**DATA RECORDS:**
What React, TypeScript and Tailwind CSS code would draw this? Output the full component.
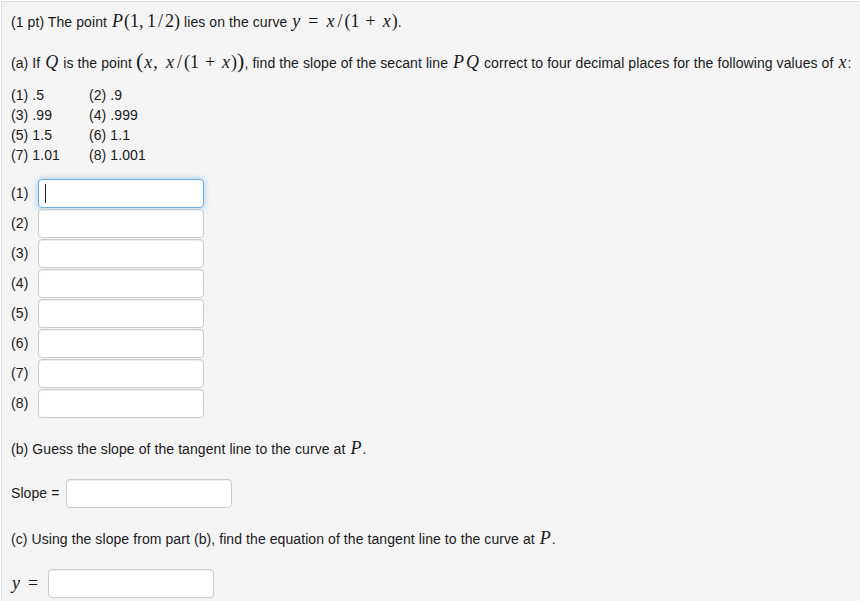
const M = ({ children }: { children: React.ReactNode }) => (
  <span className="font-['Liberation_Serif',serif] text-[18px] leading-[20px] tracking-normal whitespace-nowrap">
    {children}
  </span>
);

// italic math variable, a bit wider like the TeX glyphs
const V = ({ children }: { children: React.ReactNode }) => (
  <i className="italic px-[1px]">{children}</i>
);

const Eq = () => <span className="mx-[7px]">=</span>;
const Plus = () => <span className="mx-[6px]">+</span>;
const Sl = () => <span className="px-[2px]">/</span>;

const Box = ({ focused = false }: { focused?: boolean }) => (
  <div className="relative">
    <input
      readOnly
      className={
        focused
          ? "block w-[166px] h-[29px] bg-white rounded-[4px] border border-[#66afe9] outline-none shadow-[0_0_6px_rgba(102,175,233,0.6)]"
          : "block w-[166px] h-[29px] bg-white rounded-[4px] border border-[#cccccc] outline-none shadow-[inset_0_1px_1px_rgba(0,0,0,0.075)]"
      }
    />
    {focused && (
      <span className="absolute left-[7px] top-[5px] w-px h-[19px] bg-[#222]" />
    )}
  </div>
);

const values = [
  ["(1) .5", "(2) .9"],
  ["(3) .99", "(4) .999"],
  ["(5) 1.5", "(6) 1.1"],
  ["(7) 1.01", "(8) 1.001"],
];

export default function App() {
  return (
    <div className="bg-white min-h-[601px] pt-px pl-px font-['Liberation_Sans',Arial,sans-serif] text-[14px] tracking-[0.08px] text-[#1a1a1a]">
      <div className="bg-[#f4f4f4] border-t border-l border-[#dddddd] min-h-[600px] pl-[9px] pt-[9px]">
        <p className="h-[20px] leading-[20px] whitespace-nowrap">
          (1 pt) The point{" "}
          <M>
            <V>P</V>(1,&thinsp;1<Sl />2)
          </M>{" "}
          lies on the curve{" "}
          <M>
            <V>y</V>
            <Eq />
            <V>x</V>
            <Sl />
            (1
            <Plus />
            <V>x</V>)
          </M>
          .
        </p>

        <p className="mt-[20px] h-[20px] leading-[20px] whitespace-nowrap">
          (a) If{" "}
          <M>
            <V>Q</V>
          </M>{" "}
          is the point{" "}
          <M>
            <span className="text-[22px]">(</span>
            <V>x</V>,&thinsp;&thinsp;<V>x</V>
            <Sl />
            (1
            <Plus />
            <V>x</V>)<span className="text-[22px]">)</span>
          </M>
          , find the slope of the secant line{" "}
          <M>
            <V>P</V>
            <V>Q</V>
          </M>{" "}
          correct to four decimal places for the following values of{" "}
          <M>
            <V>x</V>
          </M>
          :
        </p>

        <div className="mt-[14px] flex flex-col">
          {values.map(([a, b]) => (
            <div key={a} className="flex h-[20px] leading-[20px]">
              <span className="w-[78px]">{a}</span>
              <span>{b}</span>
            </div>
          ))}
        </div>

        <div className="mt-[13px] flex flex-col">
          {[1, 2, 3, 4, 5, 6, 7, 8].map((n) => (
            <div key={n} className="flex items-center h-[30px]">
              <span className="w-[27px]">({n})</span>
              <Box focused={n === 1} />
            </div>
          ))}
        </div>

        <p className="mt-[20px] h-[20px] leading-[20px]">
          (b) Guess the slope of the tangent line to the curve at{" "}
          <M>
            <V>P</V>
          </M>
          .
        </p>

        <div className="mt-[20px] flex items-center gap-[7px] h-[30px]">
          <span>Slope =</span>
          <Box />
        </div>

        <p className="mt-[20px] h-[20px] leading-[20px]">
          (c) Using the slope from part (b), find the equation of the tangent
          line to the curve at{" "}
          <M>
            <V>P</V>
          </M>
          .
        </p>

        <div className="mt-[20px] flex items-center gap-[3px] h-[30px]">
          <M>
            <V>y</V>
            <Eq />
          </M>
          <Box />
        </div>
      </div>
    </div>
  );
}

* * *

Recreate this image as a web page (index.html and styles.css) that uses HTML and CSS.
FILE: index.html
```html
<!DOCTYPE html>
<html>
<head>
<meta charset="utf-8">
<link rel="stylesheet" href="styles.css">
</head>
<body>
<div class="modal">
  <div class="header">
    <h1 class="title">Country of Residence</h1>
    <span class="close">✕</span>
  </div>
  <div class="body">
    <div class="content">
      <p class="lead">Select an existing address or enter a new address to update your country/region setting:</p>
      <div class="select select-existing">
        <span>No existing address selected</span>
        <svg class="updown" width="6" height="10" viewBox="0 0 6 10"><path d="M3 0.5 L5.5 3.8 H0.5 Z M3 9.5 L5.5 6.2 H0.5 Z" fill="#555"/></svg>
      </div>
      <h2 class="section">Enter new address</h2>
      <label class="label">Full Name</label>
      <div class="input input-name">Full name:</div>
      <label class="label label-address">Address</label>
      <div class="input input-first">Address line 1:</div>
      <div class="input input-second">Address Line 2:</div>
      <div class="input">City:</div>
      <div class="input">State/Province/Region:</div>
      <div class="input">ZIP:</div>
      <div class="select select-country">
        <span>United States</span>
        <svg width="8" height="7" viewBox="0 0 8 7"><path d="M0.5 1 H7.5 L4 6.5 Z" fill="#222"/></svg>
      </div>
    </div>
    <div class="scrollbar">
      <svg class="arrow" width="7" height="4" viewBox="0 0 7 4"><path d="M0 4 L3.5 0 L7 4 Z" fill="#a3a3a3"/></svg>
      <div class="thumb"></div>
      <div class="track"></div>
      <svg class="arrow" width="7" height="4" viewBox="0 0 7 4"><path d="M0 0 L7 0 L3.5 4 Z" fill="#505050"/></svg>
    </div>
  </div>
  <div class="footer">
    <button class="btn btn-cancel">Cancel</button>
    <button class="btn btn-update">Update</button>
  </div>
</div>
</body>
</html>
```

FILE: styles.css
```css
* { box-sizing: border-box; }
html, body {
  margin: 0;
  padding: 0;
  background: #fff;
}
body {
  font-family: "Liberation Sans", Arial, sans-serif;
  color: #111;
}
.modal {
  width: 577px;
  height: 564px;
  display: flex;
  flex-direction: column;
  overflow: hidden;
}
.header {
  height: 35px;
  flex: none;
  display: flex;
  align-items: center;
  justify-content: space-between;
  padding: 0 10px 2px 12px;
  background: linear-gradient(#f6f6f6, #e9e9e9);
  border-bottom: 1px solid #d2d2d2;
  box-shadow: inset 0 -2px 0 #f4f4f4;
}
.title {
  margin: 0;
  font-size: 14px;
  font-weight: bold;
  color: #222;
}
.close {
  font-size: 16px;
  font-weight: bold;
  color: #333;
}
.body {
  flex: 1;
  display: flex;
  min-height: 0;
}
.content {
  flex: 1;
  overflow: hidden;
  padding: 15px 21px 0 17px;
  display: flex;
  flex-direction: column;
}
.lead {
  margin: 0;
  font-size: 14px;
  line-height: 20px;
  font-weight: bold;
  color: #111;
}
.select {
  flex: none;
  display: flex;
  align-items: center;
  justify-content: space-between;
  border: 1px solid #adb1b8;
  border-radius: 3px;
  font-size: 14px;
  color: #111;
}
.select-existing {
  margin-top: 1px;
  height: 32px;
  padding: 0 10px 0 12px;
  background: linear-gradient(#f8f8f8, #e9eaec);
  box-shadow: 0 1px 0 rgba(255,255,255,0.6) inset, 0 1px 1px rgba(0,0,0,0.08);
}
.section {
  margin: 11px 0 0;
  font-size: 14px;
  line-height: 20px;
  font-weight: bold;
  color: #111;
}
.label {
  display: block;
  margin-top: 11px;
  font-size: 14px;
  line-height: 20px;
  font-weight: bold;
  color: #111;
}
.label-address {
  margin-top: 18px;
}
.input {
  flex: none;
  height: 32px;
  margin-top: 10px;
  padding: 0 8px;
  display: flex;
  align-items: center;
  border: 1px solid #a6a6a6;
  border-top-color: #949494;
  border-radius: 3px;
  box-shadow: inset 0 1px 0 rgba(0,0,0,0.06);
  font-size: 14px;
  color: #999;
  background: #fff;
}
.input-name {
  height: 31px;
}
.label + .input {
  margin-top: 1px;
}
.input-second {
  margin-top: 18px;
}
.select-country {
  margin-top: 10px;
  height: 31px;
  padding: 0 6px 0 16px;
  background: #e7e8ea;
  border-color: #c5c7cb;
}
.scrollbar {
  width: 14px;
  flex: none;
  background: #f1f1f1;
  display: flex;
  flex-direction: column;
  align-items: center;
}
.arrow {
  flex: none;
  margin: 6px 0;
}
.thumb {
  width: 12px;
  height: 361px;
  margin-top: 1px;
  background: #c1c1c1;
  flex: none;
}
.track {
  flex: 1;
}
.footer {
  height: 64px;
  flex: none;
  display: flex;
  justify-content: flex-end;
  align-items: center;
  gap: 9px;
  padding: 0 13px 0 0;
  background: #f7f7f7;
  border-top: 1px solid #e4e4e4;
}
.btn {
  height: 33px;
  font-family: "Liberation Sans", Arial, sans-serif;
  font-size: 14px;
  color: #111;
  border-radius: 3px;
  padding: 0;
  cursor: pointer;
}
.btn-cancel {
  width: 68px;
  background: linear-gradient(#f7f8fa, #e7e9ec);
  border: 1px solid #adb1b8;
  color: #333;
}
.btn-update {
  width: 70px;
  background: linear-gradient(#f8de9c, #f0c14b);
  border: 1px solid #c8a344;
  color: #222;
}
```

**JOB:**
Word for word, restate the lines beginning with the one that has "What React, TypeScript" and ending with the one that has "const Sl = ()". Keep both ends and skip any pictures.

**ANSWER FOR THE TASK:**
What React, TypeScript and Tailwind CSS code would draw this? Output the full component.
const M = ({ children }: { children: React.ReactNode }) => (
  <span className="font-['Liberation_Serif',serif] text-[18px] leading-[20px] tracking-normal whitespace-nowrap">
    {children}
  </span>
);

// italic math variable, a bit wider like the TeX glyphs
const V = ({ children }: { children: React.ReactNode }) => (
  <i className="italic px-[1px]">{children}</i>
);

const Eq = () => <span className="mx-[7px]">=</span>;
const Plus = () => <span className="mx-[6px]">+</span>;
const Sl = () => <span className="px-[2px]">/</span>;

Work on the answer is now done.